**Task directions**
Gather all lines in the data that hold the string "styles".

**Exercise inputs**
※ ※ ※
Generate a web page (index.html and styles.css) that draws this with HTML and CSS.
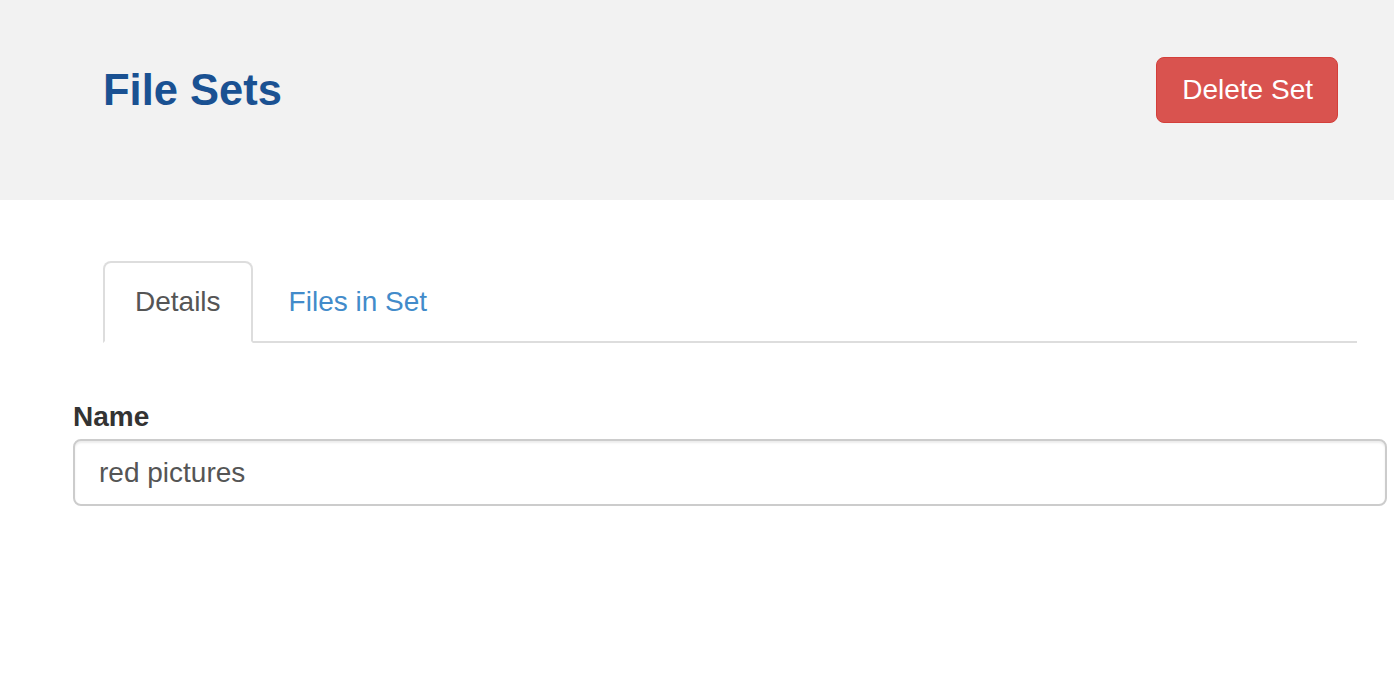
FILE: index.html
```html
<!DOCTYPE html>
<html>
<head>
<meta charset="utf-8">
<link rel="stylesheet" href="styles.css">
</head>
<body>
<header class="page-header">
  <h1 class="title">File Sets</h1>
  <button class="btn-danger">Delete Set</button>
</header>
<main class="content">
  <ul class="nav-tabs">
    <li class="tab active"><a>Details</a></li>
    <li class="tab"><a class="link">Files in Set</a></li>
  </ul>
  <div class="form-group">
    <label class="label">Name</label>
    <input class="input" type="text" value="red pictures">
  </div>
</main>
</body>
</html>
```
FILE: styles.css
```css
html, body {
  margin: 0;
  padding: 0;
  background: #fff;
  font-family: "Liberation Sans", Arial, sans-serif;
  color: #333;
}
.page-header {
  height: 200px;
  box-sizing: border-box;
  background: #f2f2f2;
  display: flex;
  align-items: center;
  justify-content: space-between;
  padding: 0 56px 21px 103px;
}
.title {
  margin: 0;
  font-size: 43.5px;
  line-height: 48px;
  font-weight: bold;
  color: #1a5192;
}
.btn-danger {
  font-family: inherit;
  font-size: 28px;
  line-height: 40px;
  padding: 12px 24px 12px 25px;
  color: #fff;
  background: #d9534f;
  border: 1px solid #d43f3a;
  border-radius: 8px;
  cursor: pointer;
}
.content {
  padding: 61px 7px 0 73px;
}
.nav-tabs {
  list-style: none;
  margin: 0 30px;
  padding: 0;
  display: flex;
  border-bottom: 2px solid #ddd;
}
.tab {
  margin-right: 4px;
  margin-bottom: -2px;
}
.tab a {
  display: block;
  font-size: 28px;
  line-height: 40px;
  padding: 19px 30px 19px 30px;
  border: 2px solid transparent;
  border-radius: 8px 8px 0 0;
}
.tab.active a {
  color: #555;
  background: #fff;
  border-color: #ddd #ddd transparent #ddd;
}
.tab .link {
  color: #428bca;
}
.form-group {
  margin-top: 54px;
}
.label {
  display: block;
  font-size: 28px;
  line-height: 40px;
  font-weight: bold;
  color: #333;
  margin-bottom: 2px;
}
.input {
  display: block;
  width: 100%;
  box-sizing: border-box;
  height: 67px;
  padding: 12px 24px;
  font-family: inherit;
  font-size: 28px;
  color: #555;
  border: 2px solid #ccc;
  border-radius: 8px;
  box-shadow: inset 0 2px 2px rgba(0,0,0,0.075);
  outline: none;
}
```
※ ※ ※
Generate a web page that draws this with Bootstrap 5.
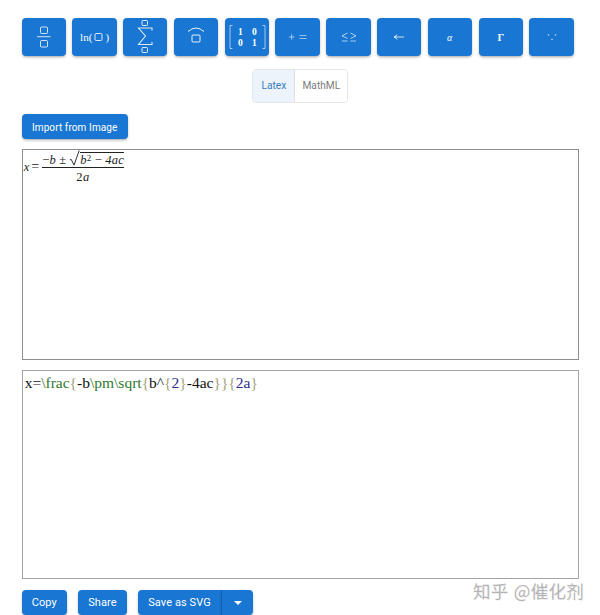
※ ※ ※
**Answer for this exercise**
Generate a web page (index.html and styles.css) that draws this with HTML and CSS.
<link rel="stylesheet" href="styles.css">
FILE: styles.css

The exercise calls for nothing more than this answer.